■ What you should do ■
Return only the lines from the start of the records through the line that contains "CJK SC', 'Microsoft", inclusive; leave out all pictures.

── The data

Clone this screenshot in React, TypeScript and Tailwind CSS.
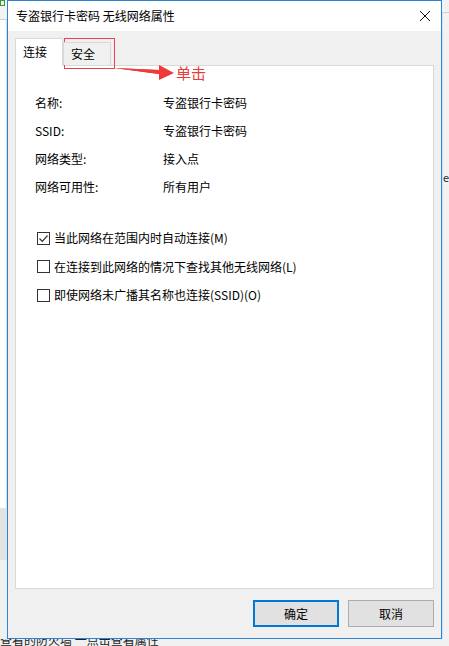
import React from "react";

const font = { fontFamily: "'Noto Sans CJK SC', 'Microsoft YaHei', sans-serif" };

function Check({ checked }: { checked?: boolean }) {
  return (
    <div className="w-[13px] h-[13px] border border-[#333333] bg-white flex items-center justify-center shrink-0">
      {checked && (
        <svg width="11" height="11" viewBox="0 0 11 11">
          <path d="M1.5 5.5 L4.3 8.3 L9.5 2.5" fill="none" stroke="#333" strokeWidth="1.2" />
        </svg>
      )}
    </div>
  );
}

export default function App() {
  const rows = [
    ["名称:", "专盗银行卡密码"],
    ["SSID:", "专盗银行卡密码"],
    ["网络类型:", "接入点"],
    ["网络可用性:", "所有用户"],
  ];
  const checks: [string, boolean][] = [
    ["当此网络在范围内时自动连接(M)", true],
    ["在连接到此网络的情况下查找其他无线网络(L)", false],
    ["即使网络未广播其名称也连接(SSID)(O)", false],
  ];
  return (
    <div className="w-[449px] h-[646px] overflow-hidden bg-[#f0f0f0] flex flex-col text-[12px] text-black" style={font}>
      <div className="flex h-[639px]">
        {/* left background strip */}
        <div className="w-[7px] flex flex-col bg-[#f3f3f3]">
          <div className="h-[20px] border-b border-[#d0d0d0] relative">
            <div className="absolute left-0 top-0 w-[5px] h-[6px] border border-[#3a9a3a] bg-[#e8f4e8]" />
          </div>
          <div className="h-[488px] bg-white border-r border-[#dcdcdc]" />
          <div className="h-[52px] bg-[#e2e2e2]" />
          <div className="flex-1 bg-[#f0f0f0]" />
        </div>
        {/* dialog */}
        <div className="w-[435px] border border-[#2b85d2] flex flex-col bg-[#f0f0f0] relative">
          <div className="h-[30px] bg-white flex items-center justify-between pl-[8px] pr-[10px]">
            <span className="text-[12px]">专盗银行卡密码 无线网络属性</span>
            <svg width="12" height="12" viewBox="0 0 12 12">
              <path d="M1 1 L11 11 M11 1 L1 11" stroke="#111" strokeWidth="1" />
            </svg>
          </div>
          <div className="flex-1 flex flex-col px-[7px] pt-[7px]">
            <div className="flex items-end h-[28px] relative z-10">
              <div className="w-[48px] h-[28px] bg-white border border-b-0 border-[#d9d9d9] flex items-center pl-[7px] pb-[2px]">连接</div>
              <div className="w-[48px] h-[23px] mb-[1px] bg-[#f0f0f0] border border-b-0 border-[#d9d9d9] flex items-center pl-[7px]">安全</div>
            </div>
            <div className="h-[524px] -mt-[1px] bg-white border border-[#d9d9d9] pt-[23px] pl-[19px]">
              {rows.map(([a, b]) => (
                <div key={a} className="h-[28px] flex items-center">
                  <div className="w-[128px]">{a}</div>
                  <div>{b}</div>
                </div>
              ))}
              <div className="h-[23px]" />
              {checks.map(([t, c]) => (
                <div key={t} className="h-[28.5px] flex items-center pl-[2px] gap-[4px]">
                  <Check checked={c} />
                  <span>{t}</span>
                </div>
              ))}
            </div>
            <div className="flex justify-end gap-[9px] pt-[11px]">
              <button className="w-[86px] h-[27px] bg-[#e1e1e1] border-2 border-[#0078d7] flex items-center justify-center">确定</button>
              <button className="w-[86px] h-[27px] bg-[#e1e1e1] border border-[#adadad] flex items-center justify-center">取消</button>
            </div>
          </div>
          {/* annotation */}
          <div className="absolute left-[56px] top-[37px] w-[51px] h-[31px] border border-[#e8434a]" />
          <svg className="absolute left-[56px] top-[55px]" width="120" height="30" viewBox="0 0 120 30">
            <path d="M50 12 L95 14 L95 9 L110 17 L95 24 L95 18 Z" fill="#ee3a3a" />
            <path d="M50 12 L95 14 L95 18 Z" fill="#ee3a3a" />
          </svg>
          <div className="absolute left-[168px] top-[64px] text-[15px] text-[#e83838] leading-none">单击</div>
        </div>
        {/* right background strip */}
        <div className="w-[7px] flex flex-col bg-[#f3f3f3] relative">
          <div className="h-[13px] border-b border-[#d0d0d0]" />
          <div className="absolute left-[1px] top-[172px] text-[11px] leading-none text-[#222]">e</div>
          <div className="flex-1 border-l border-[#cfe3f3]" />
        </div>
      </div>
      <div className="h-[7px] overflow-hidden bg-[#f0f0f0] relative">
        <div className="absolute left-0 -top-[5px] text-[12px] leading-none whitespace-nowrap text-[#222]">查看的防火墙 一点击查看属性</div>
      </div>
    </div>
  );
}
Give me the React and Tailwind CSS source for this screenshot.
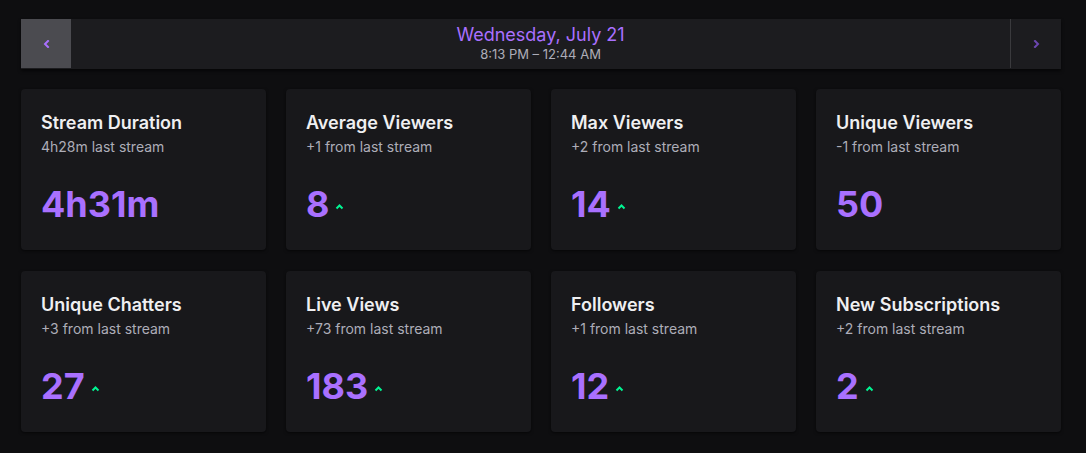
const stats = [
  { title: 'Stream Duration', sub: '4h28m last stream', value: '4h31m', up: false },
  { title: 'Average Viewers', sub: '+1 from last stream', value: '8', up: true },
  { title: 'Max Viewers', sub: '+2 from last stream', value: '14', up: true },
  { title: 'Unique Viewers', sub: '-1 from last stream', value: '50', up: false },
  { title: 'Unique Chatters', sub: '+3 from last stream', value: '27', up: true },
  { title: 'Live Views', sub: '+73 from last stream', value: '183', up: true },
  { title: 'Followers', sub: '+1 from last stream', value: '12', up: true },
  { title: 'New Subscriptions', sub: '+2 from last stream', value: '2', up: true }
];

function Chevron({ dir, color }) {
  const d = dir === 'left' ? 'M5 1 L2 4 L5 7' : 'M2 1 L5 4 L2 7';
  return (
    <svg width="7" height="8" viewBox="0 0 7 8" fill="none">
      <path d={d} stroke={color} strokeWidth="2" strokeLinecap="square" />
    </svg>
  );
}

function UpCaret() {
  return (
    <svg width="9" height="6" viewBox="0 0 9 6" fill="none" className="ml-[6px] mt-[5px]">
      <path d="M1.5 4.5 L4.5 1.5 L7.5 4.5" stroke="#00f593" strokeWidth="2" />
    </svg>
  );
}

export default function App() {
  return (
    <main className="min-h-[453px] bg-[#0e0e10] pl-[21px] pr-[25px] pt-[19px] font-['Inter',sans-serif]">
      <div className="w-[1040px]">
        <div className="flex h-[50px] bg-[#1c1c1f] shadow-[0_2px_3px_rgba(0,0,0,0.6)]">
          <button className="w-[50px] h-[49px] bg-[#4b4b50] flex items-center justify-center">
            <Chevron dir="left" color="#a970ff" />
          </button>
          <div className="flex-1 flex flex-col items-center justify-center pb-[2px]">
            <div className="text-[18px] leading-[22px] text-[#a970ff]">Wednesday, July 21</div>
            <div className="text-[13px] leading-[16px] text-[#adadb8]">8:13 PM – 12:44 AM</div>
          </div>
          <button className="w-[51px] h-[49px] border-l border-[#3a3a3d] flex items-center justify-center">
            <Chevron dir="right" color="#6b46b0" />
          </button>
        </div>

        <div className="grid grid-cols-4 gap-x-[20px] gap-y-[21px] mt-[20px]">
          {stats.map((s, i) => (
            <div key={i} className="h-[161px] bg-[#18181b] rounded-[4px] shadow-[0_1px_3px_rgba(0,0,0,0.6)] px-[20px] pt-[20px]">
              <div className="text-[18px] leading-[28px] font-semibold text-[#efeff1]">{s.title}</div>
              <div className="text-[14px] leading-[20px] text-[#adadb8]">{s.sub}</div>
              <div className="flex items-center mt-[27px]">
                <span className="text-[36px] leading-[40px] font-bold text-[#a970ff]">{s.value}</span>
                {s.up && <UpCaret />}
              </div>
            </div>
          ))}
        </div>
      </div>
    </main>
  );
}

────

■ Response ■
Clone this screenshot in React, TypeScript and Tailwind CSS.
import React from "react";

const font = { fontFamily: "'Noto Sans CJK SC', 'Microsoft YaHei', sans-serif" };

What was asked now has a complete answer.